Cash hoarders search for hawala traders

Highlights

Black money hoarders are racking their brains and looking for every opportunity to push their bundles of Rs 500 and Rs 1,000 currency notes, which have been spiked from November 9.

Visakhapatnam: Black money hoarders are racking their brains and looking for every opportunity to push their bundles of Rs 500 and Rs 1,000 currency notes, which have been spiked from November 9.

Some are even settling down for 70 per cent of the money by striking a deal with the hawala operators, cash exchangers, who have been collecting the Rs 100 and Rs 50 denomination notes from various sources ever since the bolt came from the blue.

According to sources, the operation exchange is taking place in two forms. Firstly the dealers are asking in advance the denotified currency and offering money in phases, if it is in huge quantity. The operators will collect the currency at a designated rendezvous and deliver smaller notes over a week’s time.

Citing an exchange that took place on Thursday, sources said a person deposited Rs 1 crore of devalued notes and he will collect the amount in smaller notes to the volume of Rs 70 lakh over a week’s time.

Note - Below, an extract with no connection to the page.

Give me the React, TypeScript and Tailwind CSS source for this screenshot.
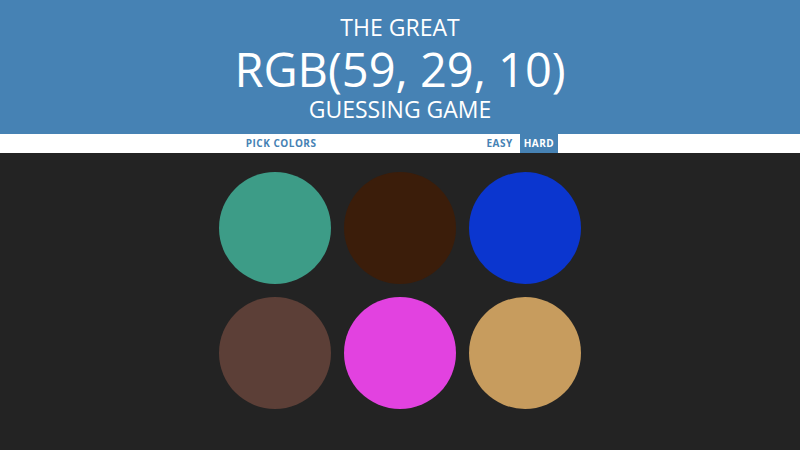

The second mode of operation is on daily basis. The agent will collect only Rs 10 lakh per day and deliver Rs 7 lakh instantly. There is no limit for the volume. Most of the exchanges are taking places in bigger vehicles and busy areas of the city, the sources said.

The other form of whitening the cash is to buy off gold. Traders are demanding Rs 4.5 lakh for 100 gram biscuits and the offer is unlimited. As the city earned a reputation for low crime rate, people are enquiring about exchanges from far off places like Bhubaneswar, Raipur, Hyderabad, Guntur and Chennai, the sources said.

“Middlemen, mostly people who had worked as collection agents for finance companies are striking the deal and in the process collecting good money,” the sources said.

The agents are also looking for labour agents who believed to be in possession of smaller notes and are also capable of collecting the same from the workers whom they employ at various places of work.

The city has over 1500 families or individuals who are in possession of cash which could be more than Rs 100 crore, said a former income tax officer, who requested anonymity.